→ **WHAT TO PRODUCE**:
Restate all the material verbatim, except for the pictures.
---
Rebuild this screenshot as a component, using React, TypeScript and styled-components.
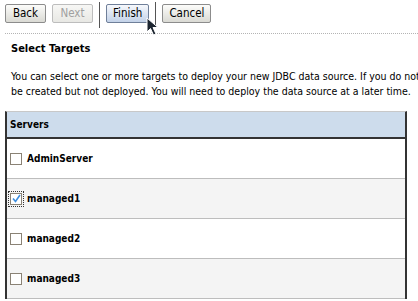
import React from 'react'
import styled, { createGlobalStyle } from 'styled-components'

const GlobalStyle = createGlobalStyle`
  html, body {
    margin: 0;
    padding: 0;
    background: #fff;
  }
  body {
    font-family: "DejaVu Sans Condensed", "DejaVu Sans", Verdana, sans-serif;
    font-size: 10px;
    color: #000;
    overflow: hidden;
  }
`

const servers = [
  { name: 'AdminServer', checked: false },
  { name: 'managed1', checked: true, focused: true },
  { name: 'managed2', checked: false },
  { name: 'managed3', checked: false },
]

const Page = styled.div`
  position: relative;
  width: 418px;
  height: 301px;
  overflow: hidden;
`

const Toolbar = styled.div`
  display: flex;
  align-items: flex-start;
  gap: 6px;
  padding: 2px 5px 0;
  height: 26px;
`

const WizardButton = styled.button<{ $primary?: boolean }>`
  margin-top: 2px;
  min-width: 41px;
  height: 19px;
  padding: 0 6px;
  font-family: "DejaVu Sans Condensed", "DejaVu Sans", Verdana, sans-serif;
  font-size: 11.5px;
  line-height: 17px;
  color: ${({ disabled }) => (disabled ? '#a0a0a0' : '#000')};
  border: 1px solid ${({ disabled, $primary }) => (disabled ? '#bdbdbd' : $primary ? '#6f7f99' : '#8c8c8c')};
  border-radius: 2px;
  background: ${({ $primary, disabled }) =>
    $primary
      ? 'linear-gradient(#f6f8fc, #c3d2e8)'
      : disabled
        ? 'linear-gradient(#f7f7f5, #e8e8e4)'
        : 'linear-gradient(#fcfcfa, #dadad4)'};
  cursor: default;
`

const Divider = styled.div`
  width: 1px;
  height: 26px;
  background: #555;
`

const DottedRule = styled.div`
  margin: 5px 0 0 5px;
  border-top: 1px dotted #b4b4b4;
`

const Content = styled.div`
  padding: 0 11px;
`

const Title = styled.h2`
  margin: 8px 0 0;
  font-size: 11px;
  font-weight: bold;
`

const Paragraph = styled.p`
  margin: 14px 0 0;
  font-size: 10.5px;
  line-height: 15px;
  white-space: nowrap;
`

const Table = styled.div`
  margin: 12px 0 0 5px;
  width: 398px;
  border-left: 2px solid #333;
  border-right: 2px solid #333;
  border-top: 1px solid #c8c8c8;
`

const Header = styled.div`
  height: 25px;
  display: flex;
  align-items: center;
  padding-left: 3px;
  background: #cddcec;
  border-bottom: 2px solid #333;
  font-size: 10px;
  font-weight: bold;
`

const Row = styled.div<{ $alt?: boolean }>`
  height: 39px;
  display: flex;
  align-items: center;
  gap: 4px;
  padding-left: 2px;
  background: ${({ $alt }) => ($alt ? '#f4f4f4' : '#fff')};
  border-bottom: 1px solid #bdbdbd;
  font-weight: bold;
  font-size: 10px;
`

const CheckWrap = styled.span<{ $focused?: boolean }>`
  display: flex;
  padding: 1px;
  outline: ${({ $focused }) => ($focused ? '1px dotted #333' : 'none')};
`

const Box = styled.span`
  width: 10px;
  height: 10px;
  border: 1px solid #8a8275;
  background: #fff;
  display: flex;
  align-items: center;
  justify-content: center;
`

const Cursor = styled.svg`
  position: absolute;
  left: 146px;
  top: 17px;
`

const CheckBox = ({ checked, focused }: { checked: boolean; focused?: boolean }) => (
  <CheckWrap $focused={focused}>
    <Box>
      {checked && (
        <svg width="9" height="9" viewBox="0 0 9 9">
          <path d="M1 4.5 L3.5 7.5 L8 1" fill="none" stroke="#3d8ee0" strokeWidth="1.6" />
        </svg>
      )}
    </Box>
  </CheckWrap>
)

const App = () => {
  return (
    <Page>
      <GlobalStyle />
      <Toolbar>
        <WizardButton>Back</WizardButton>
        <WizardButton disabled>Next</WizardButton>
        <Divider />
        <WizardButton $primary>Finish</WizardButton>
        <Divider />
        <WizardButton>Cancel</WizardButton>
      </Toolbar>
      <DottedRule />

      <Content>
        <Title>Select Targets</Title>
        <Paragraph>
          You can select one or more targets to deploy your new JDBC data source. If you do not select a target, the data source will
          <br />
          be created but not deployed. You will need to deploy the data source at a later time.
        </Paragraph>
      </Content>

      <Table>
        <Header>Servers</Header>
        {servers.map((server, i) => (
          <Row key={server.name} $alt={i % 2 === 1}>
            <CheckBox checked={server.checked} focused={server.focused} />
            {server.name}
          </Row>
        ))}
      </Table>

      <Cursor width="14" height="20" viewBox="0 0 14 20">
        <path d="M1 1 L1 15 L4.5 11.5 L7.5 18 L10 17 L7 10.5 L12 10.5 Z" fill="#1c2530" stroke="#fff" strokeWidth="1" />
      </Cursor>
    </Page>
  )
}

export default App
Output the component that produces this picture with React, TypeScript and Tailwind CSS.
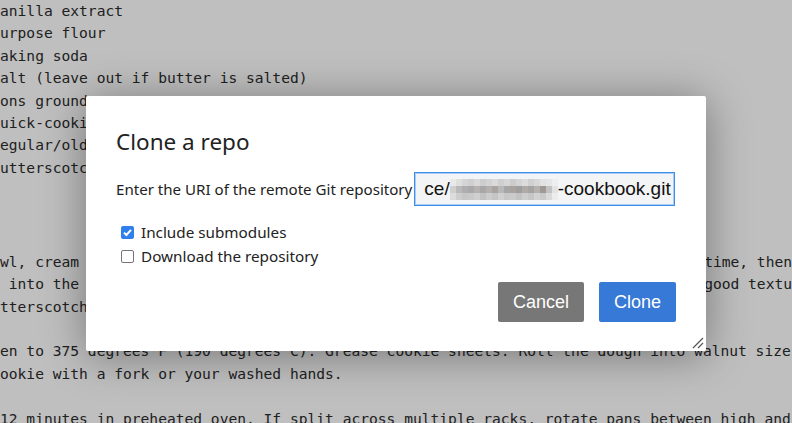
---
→ **ANSWER TO THIS PROBLEM**:
Rebuild this screenshot as a component, using React, TypeScript and styled-components.
import React from 'react'
import styled, { createGlobalStyle } from 'styled-components'

const GlobalStyle = createGlobalStyle`
  html, body {
    margin: 0;
    padding: 0;
    background: #fff;
  }
  body {
    font-family: "DejaVu Sans Condensed", "DejaVu Sans", Verdana, sans-serif;
    font-size: 10px;
    color: #000;
    overflow: hidden;
  }
`

const servers = [
  { name: 'AdminServer', checked: false },
  { name: 'managed1', checked: true, focused: true },
  { name: 'managed2', checked: false },
  { name: 'managed3', checked: false },
]

const Page = styled.div`
  position: relative;
  width: 418px;
  height: 301px;
  overflow: hidden;
`

const Toolbar = styled.div`
  display: flex;
  align-items: flex-start;
  gap: 6px;
  padding: 2px 5px 0;
  height: 26px;
`

const WizardButton = styled.button<{ $primary?: boolean }>`
  margin-top: 2px;
  min-width: 41px;
  height: 19px;
  padding: 0 6px;
  font-family: "DejaVu Sans Condensed", "DejaVu Sans", Verdana, sans-serif;
  font-size: 11.5px;
  line-height: 17px;
  color: ${({ disabled }) => (disabled ? '#a0a0a0' : '#000')};
  border: 1px solid ${({ disabled, $primary }) => (disabled ? '#bdbdbd' : $primary ? '#6f7f99' : '#8c8c8c')};
  border-radius: 2px;
  background: ${({ $primary, disabled }) =>
    $primary
      ? 'linear-gradient(#f6f8fc, #c3d2e8)'
      : disabled
        ? 'linear-gradient(#f7f7f5, #e8e8e4)'
        : 'linear-gradient(#fcfcfa, #dadad4)'};
  cursor: default;
`

const Divider = styled.div`
  width: 1px;
  height: 26px;
  background: #555;
`

const DottedRule = styled.div`
  margin: 5px 0 0 5px;
  border-top: 1px dotted #b4b4b4;
`

const Content = styled.div`
  padding: 0 11px;
`

const Title = styled.h2`
  margin: 8px 0 0;
  font-size: 11px;
  font-weight: bold;
`

const Paragraph = styled.p`
  margin: 14px 0 0;
  font-size: 10.5px;
  line-height: 15px;
  white-space: nowrap;
`

const Table = styled.div`
  margin: 12px 0 0 5px;
  width: 398px;
  border-left: 2px solid #333;
  border-right: 2px solid #333;
  border-top: 1px solid #c8c8c8;
`

const Header = styled.div`
  height: 25px;
  display: flex;
  align-items: center;
  padding-left: 3px;
  background: #cddcec;
  border-bottom: 2px solid #333;
  font-size: 10px;
  font-weight: bold;
`

const Row = styled.div<{ $alt?: boolean }>`
  height: 39px;
  display: flex;
  align-items: center;
  gap: 4px;
  padding-left: 2px;
  background: ${({ $alt }) => ($alt ? '#f4f4f4' : '#fff')};
  border-bottom: 1px solid #bdbdbd;
  font-weight: bold;
  font-size: 10px;
`

const CheckWrap = styled.span<{ $focused?: boolean }>`
  display: flex;
  padding: 1px;
  outline: ${({ $focused }) => ($focused ? '1px dotted #333' : 'none')};
`

const Box = styled.span`
  width: 10px;
  height: 10px;
  border: 1px solid #8a8275;
  background: #fff;
  display: flex;
  align-items: center;
  justify-content: center;
`

const Cursor = styled.svg`
  position: absolute;
  left: 146px;
  top: 17px;
`

const CheckBox = ({ checked, focused }: { checked: boolean; focused?: boolean }) => (
  <CheckWrap $focused={focused}>
    <Box>
      {checked && (
        <svg width="9" height="9" viewBox="0 0 9 9">
          <path d="M1 4.5 L3.5 7.5 L8 1" fill="none" stroke="#3d8ee0" strokeWidth="1.6" />
        </svg>
      )}
    </Box>
  </CheckWrap>
)

const App = () => {
  return (
    <Page>
      <GlobalStyle />
      <Toolbar>
        <WizardButton>Back</WizardButton>
        <WizardButton disabled>Next</WizardButton>
        <Divider />
        <WizardButton $primary>Finish</WizardButton>
        <Divider />
        <WizardButton>Cancel</WizardButton>
      </Toolbar>
      <DottedRule />

      <Content>
        <Title>Select Targets</Title>
        <Paragraph>
          You can select one or more targets to deploy your new JDBC data source. If you do not select a target, the data source will
          <br />
          be created but not deployed. You will need to deploy the data source at a later time.
        </Paragraph>
      </Content>

      <Table>
        <Header>Servers</Header>
        {servers.map((server, i) => (
          <Row key={server.name} $alt={i % 2 === 1}>
            <CheckBox checked={server.checked} focused={server.focused} />
            {server.name}
          </Row>
        ))}
      </Table>

      <Cursor width="14" height="20" viewBox="0 0 14 20">
        <path d="M1 1 L1 15 L4.5 11.5 L7.5 18 L10 17 L7 10.5 L12 10.5 Z" fill="#1c2530" stroke="#fff" strokeWidth="1" />
      </Cursor>
    </Page>
  )
}

export default App
Output the component that produces this picture with React, TypeScript and Tailwind CSS.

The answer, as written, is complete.